* **WHAT TO PRODUCE**: Select each line where the word "styles" appears.

* **RECORDS PROVIDED**:
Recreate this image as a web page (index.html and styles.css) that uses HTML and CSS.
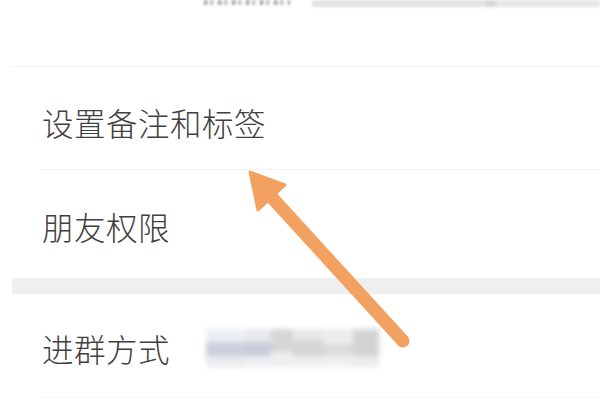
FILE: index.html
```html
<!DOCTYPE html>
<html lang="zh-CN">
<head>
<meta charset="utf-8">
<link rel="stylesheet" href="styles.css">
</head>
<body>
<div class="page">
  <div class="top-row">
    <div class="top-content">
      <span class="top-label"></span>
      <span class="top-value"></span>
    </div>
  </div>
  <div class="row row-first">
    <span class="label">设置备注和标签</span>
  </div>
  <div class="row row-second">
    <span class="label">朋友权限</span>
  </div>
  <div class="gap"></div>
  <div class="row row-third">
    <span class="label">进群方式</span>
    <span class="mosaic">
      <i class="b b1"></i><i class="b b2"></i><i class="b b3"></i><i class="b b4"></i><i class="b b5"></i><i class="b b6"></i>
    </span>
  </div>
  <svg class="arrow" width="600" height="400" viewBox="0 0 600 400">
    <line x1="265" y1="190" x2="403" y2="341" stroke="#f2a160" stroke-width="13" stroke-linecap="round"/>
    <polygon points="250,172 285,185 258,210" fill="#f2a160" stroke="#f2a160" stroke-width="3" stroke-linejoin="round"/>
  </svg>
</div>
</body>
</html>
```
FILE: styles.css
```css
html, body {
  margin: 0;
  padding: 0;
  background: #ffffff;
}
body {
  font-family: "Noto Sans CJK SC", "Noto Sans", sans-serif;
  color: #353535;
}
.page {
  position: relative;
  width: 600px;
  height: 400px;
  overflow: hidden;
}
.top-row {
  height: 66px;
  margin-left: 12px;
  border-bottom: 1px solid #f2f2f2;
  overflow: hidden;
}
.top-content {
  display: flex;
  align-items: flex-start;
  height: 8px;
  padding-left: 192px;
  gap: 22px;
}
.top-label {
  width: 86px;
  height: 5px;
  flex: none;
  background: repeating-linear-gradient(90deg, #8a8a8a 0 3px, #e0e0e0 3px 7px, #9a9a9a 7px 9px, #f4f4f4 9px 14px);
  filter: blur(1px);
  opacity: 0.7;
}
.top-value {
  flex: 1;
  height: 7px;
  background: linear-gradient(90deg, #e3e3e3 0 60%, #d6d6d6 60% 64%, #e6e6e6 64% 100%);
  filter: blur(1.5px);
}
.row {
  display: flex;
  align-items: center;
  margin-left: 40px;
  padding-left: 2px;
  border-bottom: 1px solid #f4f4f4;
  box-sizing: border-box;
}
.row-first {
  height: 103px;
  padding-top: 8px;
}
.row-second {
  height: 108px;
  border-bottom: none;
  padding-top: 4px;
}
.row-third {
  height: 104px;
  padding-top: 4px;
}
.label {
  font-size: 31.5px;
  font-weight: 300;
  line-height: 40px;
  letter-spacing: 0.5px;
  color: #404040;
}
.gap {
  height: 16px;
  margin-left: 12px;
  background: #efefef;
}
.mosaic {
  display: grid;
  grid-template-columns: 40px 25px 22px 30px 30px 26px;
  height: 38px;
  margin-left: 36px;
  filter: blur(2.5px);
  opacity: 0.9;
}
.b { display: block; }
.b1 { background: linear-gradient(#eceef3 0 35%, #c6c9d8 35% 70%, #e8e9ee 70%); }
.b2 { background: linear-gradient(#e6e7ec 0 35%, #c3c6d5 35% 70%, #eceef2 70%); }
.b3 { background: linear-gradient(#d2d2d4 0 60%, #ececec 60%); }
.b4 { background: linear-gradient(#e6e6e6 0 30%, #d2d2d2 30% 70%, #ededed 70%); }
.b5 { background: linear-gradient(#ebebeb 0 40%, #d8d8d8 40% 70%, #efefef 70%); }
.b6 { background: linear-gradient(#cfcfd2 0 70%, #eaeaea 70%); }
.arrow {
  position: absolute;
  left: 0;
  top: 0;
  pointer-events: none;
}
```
* * *
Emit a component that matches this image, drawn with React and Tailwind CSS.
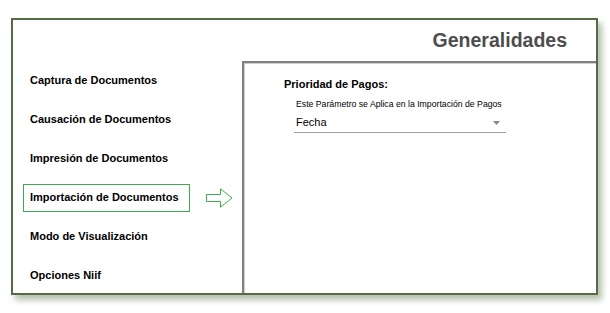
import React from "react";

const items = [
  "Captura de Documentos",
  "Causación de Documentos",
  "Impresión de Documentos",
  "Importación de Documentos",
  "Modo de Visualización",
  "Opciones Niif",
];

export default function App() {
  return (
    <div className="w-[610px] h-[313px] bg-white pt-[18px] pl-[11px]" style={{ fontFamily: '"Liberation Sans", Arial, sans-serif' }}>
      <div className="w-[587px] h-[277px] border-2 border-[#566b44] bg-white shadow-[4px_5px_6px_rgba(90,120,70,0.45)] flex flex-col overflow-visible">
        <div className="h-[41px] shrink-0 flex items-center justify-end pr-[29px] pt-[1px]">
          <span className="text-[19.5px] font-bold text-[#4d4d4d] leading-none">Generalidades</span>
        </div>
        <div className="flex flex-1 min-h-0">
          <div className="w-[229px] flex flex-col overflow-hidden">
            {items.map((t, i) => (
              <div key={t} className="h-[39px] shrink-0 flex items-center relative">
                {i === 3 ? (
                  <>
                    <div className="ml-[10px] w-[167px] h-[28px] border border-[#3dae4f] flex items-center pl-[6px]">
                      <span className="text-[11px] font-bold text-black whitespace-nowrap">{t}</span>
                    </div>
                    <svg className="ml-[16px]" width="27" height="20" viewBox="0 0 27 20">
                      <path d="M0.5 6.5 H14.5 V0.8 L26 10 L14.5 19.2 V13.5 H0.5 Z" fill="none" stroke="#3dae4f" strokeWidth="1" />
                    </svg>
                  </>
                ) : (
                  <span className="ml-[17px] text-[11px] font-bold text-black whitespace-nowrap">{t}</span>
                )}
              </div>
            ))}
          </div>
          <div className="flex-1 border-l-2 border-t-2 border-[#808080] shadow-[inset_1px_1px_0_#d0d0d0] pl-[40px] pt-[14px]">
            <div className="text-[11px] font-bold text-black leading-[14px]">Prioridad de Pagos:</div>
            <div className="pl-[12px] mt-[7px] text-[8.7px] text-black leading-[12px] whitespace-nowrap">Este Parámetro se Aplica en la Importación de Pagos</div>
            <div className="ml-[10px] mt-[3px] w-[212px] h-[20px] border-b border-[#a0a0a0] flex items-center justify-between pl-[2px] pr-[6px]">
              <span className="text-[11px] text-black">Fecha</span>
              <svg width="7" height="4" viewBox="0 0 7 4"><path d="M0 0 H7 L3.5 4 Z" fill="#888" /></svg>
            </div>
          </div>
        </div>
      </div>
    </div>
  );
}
...
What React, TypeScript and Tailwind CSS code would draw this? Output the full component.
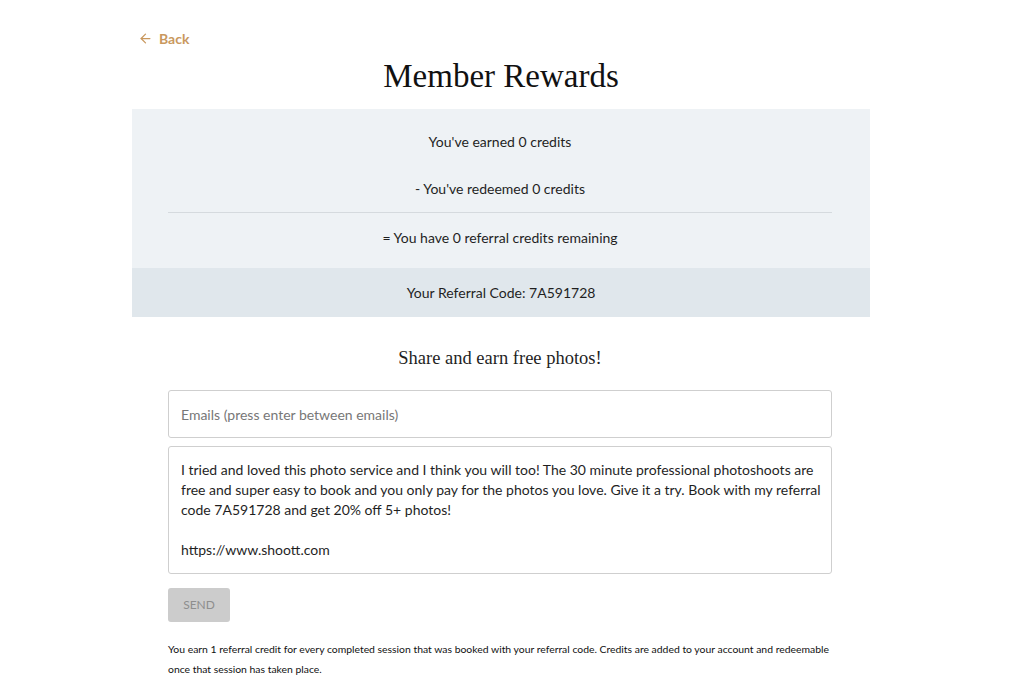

* **REPLY TO THE TASK**:
Recreate this image as a web page (index.html and styles.css) that uses HTML and CSS.
<link rel="stylesheet" href="styles.css">
FILE: styles.css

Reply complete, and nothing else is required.